What is not generally realised is that there is also a far larger community of indigenous Chinese Muslims living in China proper, the descendants of both Central Asian settlers in China, and of Chinese people who converted to Islam centuries ago, under the influence of Muslim settlers, traders, ulama, teachers and others who travelled through the country or settled there during the period when Muslim countries represented the leading edge of world civilization. It is these Muslims, ethnically indistinguishable from the rest of the Chinese but with a very distinct cultural and religious tradition that has developed over centuries, which has been studiously maintained despite the aggressive atheism of the communist period, that are known as the Hui, while the non-Muslim Chinese are known as the Han.
Michael Dillon, a lecturer at Durham University in Britain, is an established student of the Hui Muslims. His 1996 book China's Muslims, part of the Oxford University Press 'Images of Asia' series, is an excellent short book on the subject. (The pictures with this review are taken from it.) His new book China's Muslim Hui Community, pulls together much of what other writer's have discovered about the Hui, with his own research.
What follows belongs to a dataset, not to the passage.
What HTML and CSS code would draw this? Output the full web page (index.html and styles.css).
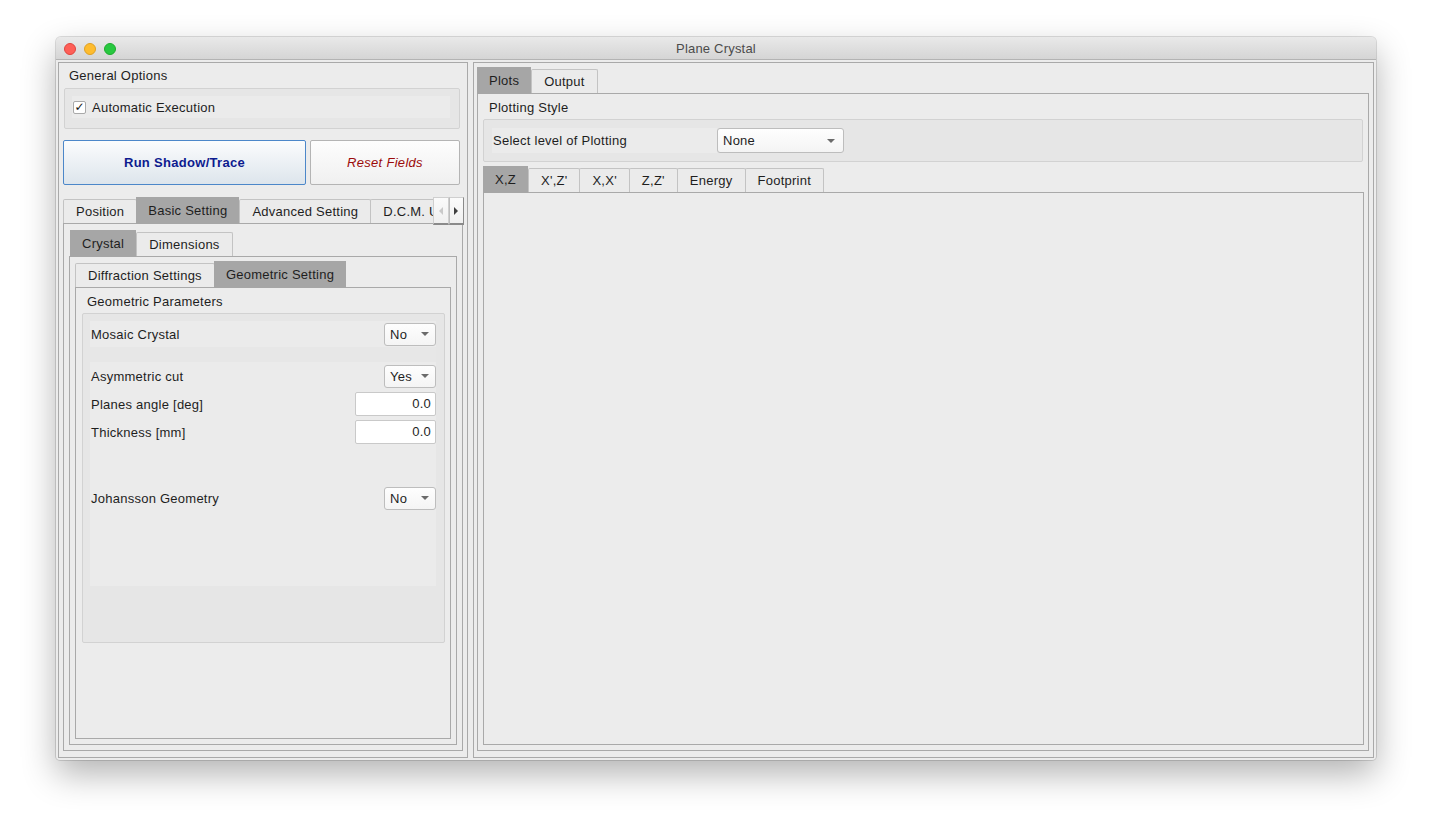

The main section of the book traces the history of the Hui from the earliest days of Islam in China, to the present day. Unlike some writers on the subject, Dillon emphasises the importance of settlement in the origins of the Hui ahead of the conversion. He links the migration of early Muslims from Persia and Central Asia to earlier migrations by pre-Islamic peoples, which seems tenuous. He emphasises also the importance of the Ming period (1368-1644) for the emergence of the Hui as a permanent community rather than an immigrant one, and traces the stories of key early Muslim leaders, many of them warriors who helped the rise of Ming rule.
Dillon also continues his survey through Manchu rule and into the present century, tracing the changing role of the Hui in society and, in particular, the emergence of Sufism. He has a detailed chapter on the Hui 'insurrections' in the nineteenth century, through which Muslims tried to establish Islamic rule in key areas. These jihad movements, which lasted for decades and established functioning states in parts of China, were brutally suppressed, with the Muslims virtually exterminated in many areas. However, Dillon does not elaborate on the impact this had on the Hui, focusing instead on individual experiences and episodes rather than the larger picture. The same is true of his discussion of the present century.
The second main section focuses on Sufi orders in China, and is informative and detailed; however, Dillon's knowledge of China is not matched by his knowledge of Islam; hence errors such the statement that the word 'Salafiyya' derives from the Arabic 'sharif'. Despite the obvious breadth of Dillon's research, such errors raise doubts.
This book is a useful survey on a subject which few people know very much about. This compensates for its shortcomings. Muslim readers will find much of it informative and fascinating, but it should not be taken as authoritative. However, t he sad and unavoidable fact is that Muslims have no place else to go for such knowledge at this time.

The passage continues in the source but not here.